In reflecting upon Ken Clark’s edifying article in Faith and Culture, “The Taking of Christ by Caravaggio” (May 22, 2019), I will invoke Narnia. I love the part in The Lion, the Witch, and the Wardrobe when Aslan explains to the children how an even deeper magic than the white witch knew about allowed him to rise from the dead. As fascinatingly as that term rings in our imaginations, I naturally wonder if there might be anything like a “deeper magic” in the arts. “The Taking of Christ,” the painting in Clark’s article by Caravaggio, might come close. That is to say, when I see it, I cannot believe what I am seeing; no human could possibly have done that! As when visiting a glass-encased incorruptible saint’s body, one knows one is standing right there seeing it, yet one can scarcely believe one’s own eyes. I stand, likewise, dumbfounded in galleries before the utterly lifelike portraits of Rubens, or of Michelangelo’s astonishing sculptures David or The Pietà – or, for that matter, by the great fugues of Bach and symphonies of Brahms.

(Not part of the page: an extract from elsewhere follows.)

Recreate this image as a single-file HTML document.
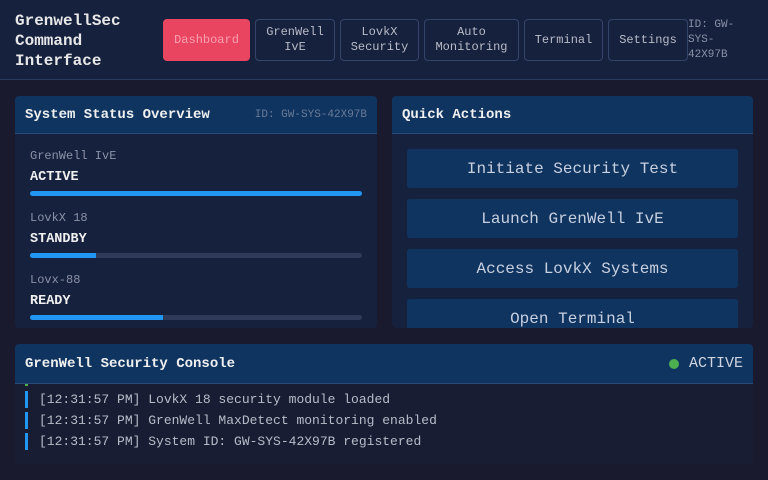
<!DOCTYPE html>
<html><head><style>
*{margin:0;padding:0;box-sizing:border-box}
body{width:768px;height:480px;background:#1a1a2e;font-family:"Courier New",Courier,"Liberation Mono",monospace;color:#e0e0e0;position:relative;overflow:hidden}
.a{position:absolute}
.hdr{left:0;top:0;width:768px;height:80px;background:#16213e;border-bottom:1px solid #2a3a5e}
.logo{left:15px;top:11px;font-weight:bold;font-size:16px;line-height:20px;color:#e8e8e8}
.nb{top:19px;height:42px;border:1px solid #35456a;border-radius:4px;font-size:12px;line-height:15px;color:#b8bcc8;display:flex;align-items:center;justify-content:center;text-align:center}
.nb.act{background:#e94560;border-color:#e94560;color:#f8a0b0}
.panel{background:#16213e;border-radius:4px;overflow:hidden}
.ph{position:absolute;left:0;top:0;right:0;height:38px;background:#0f3460;border-bottom:1px solid #2a4a78;font-weight:bold;font-size:14px;color:#f0f0f0;padding:0 10px;display:flex;align-items:center}
.lbl{font-size:12px;color:#8a92a6}
.st{font-size:13.5px;font-weight:bold;color:#f0f0f0}
.bar{height:5px;background:#2e3a58;border-radius:3px;overflow:hidden}
.bar i{display:block;height:100%;background:#2196f3}
.btn{left:15px;width:331px;height:39px;background:#0f3460;border-radius:3px;font-size:16px;color:#c8d0e0;display:flex;align-items:center;justify-content:center}
.log{left:10px;font-size:13px;color:#b8bcc8;border-left:3px solid #2196f3;padding-left:11px;height:17px;line-height:17px}
</style></head><body>
<div class="a hdr"></div>
<div class="a logo">GrenwellSec<br>Command<br>Interface</div>
<div class="a nb act" style="left:163px;width:87px">Dashboard</div>
<div class="a nb" style="left:255px;width:80px">GrenWell<br>IvE</div>
<div class="a nb" style="left:340px;width:79px">LovkX<br>Security</div>
<div class="a nb" style="left:424px;width:95px">Auto<br>Monitoring</div>
<div class="a nb" style="left:524px;width:79px">Terminal</div>
<div class="a nb" style="left:608px;width:80px">Settings</div>
<div class="a" style="left:688px;top:18px;font-size:11px;line-height:15px;color:#8a92a6">ID: GW-<br>SYS-<br>42X97B</div>

<div class="a panel" style="left:15px;top:96px;width:362px;height:232px">
<div class="ph" style="justify-content:space-between">System Status Overview<span style="font-weight:normal;font-size:11px;color:#6a7a98">ID: GW-SYS-42X97B</span></div>
<div class="a lbl" style="left:15px;top:53px">GrenWell IvE</div>
<div class="a st" style="left:15px;top:74px">ACTIVE</div>
<div class="a bar" style="left:15px;width:332px;top:95px"><i style="width:100%"></i></div>
<div class="a lbl" style="left:15px;top:115px">LovkX 18</div>
<div class="a st" style="left:15px;top:136px">STANDBY</div>
<div class="a bar" style="left:15px;top:157px;width:332px"><i style="width:20%"></i></div>
<div class="a lbl" style="left:15px;top:177px">Lovx-88</div>
<div class="a st" style="left:15px;top:198px">READY</div>
<div class="a bar" style="left:15px;top:219px;width:332px"><i style="width:40%"></i></div>
</div>

<div class="a panel" style="left:392px;top:96px;width:361px;height:232px">
<div class="ph">Quick Actions</div>
<div class="a btn" style="top:53px">Initiate Security Test</div>
<div class="a btn" style="top:103px">Launch GrenWell IvE</div>
<div class="a btn" style="top:153px">Access LovkX Systems</div>
<div class="a btn" style="top:203px">Open Terminal</div>
</div>

<div class="a panel" style="left:15px;top:344px;width:738px;height:120px;background:#181d34">
<div class="ph" style="height:40px;justify-content:space-between">GrenWell Security Console<span style="font-weight:normal;font-size:15px;color:#d0d4e0;display:flex;align-items:center"><i style="display:inline-block;width:10px;height:10px;border-radius:50%;background:#4caf50;margin-right:10px"></i>ACTIVE</span></div>
<div class="a" style="left:10px;top:40px;width:3px;height:2px;background:#4caf50"></div>
<div class="a log" style="top:47px">[12:31:57 PM] LovkX 18 security module loaded</div>
<div class="a log" style="top:68px">[12:31:57 PM] GrenWell MaxDetect monitoring enabled</div>
<div class="a log" style="top:89px">[12:31:57 PM] System ID: GW-SYS-42X97B registered</div>
</div>
</body></html>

Clark’s rightful conclusion was that the Caravaggio painting was a work of genius. However, that word is so generously used today that I am tempted to stretch to further hyperbole and say that such works seem, by my reckoning, downright superhuman — nearly impossible for a human to do, at least nowadays. But it is fair to say that, at the least, they represent “the old ways” of some past civilization, like something approaching an ancient magic, if ever there was magic. Yet, we tend to look the other way. We simply accept that such miracles are no longer for today. No one asks why not. It feels to me that for many years I myself was asleep in this acceptance, or you could say I was a frozen statue in the perpetual winter of a frozen artistic Narnia.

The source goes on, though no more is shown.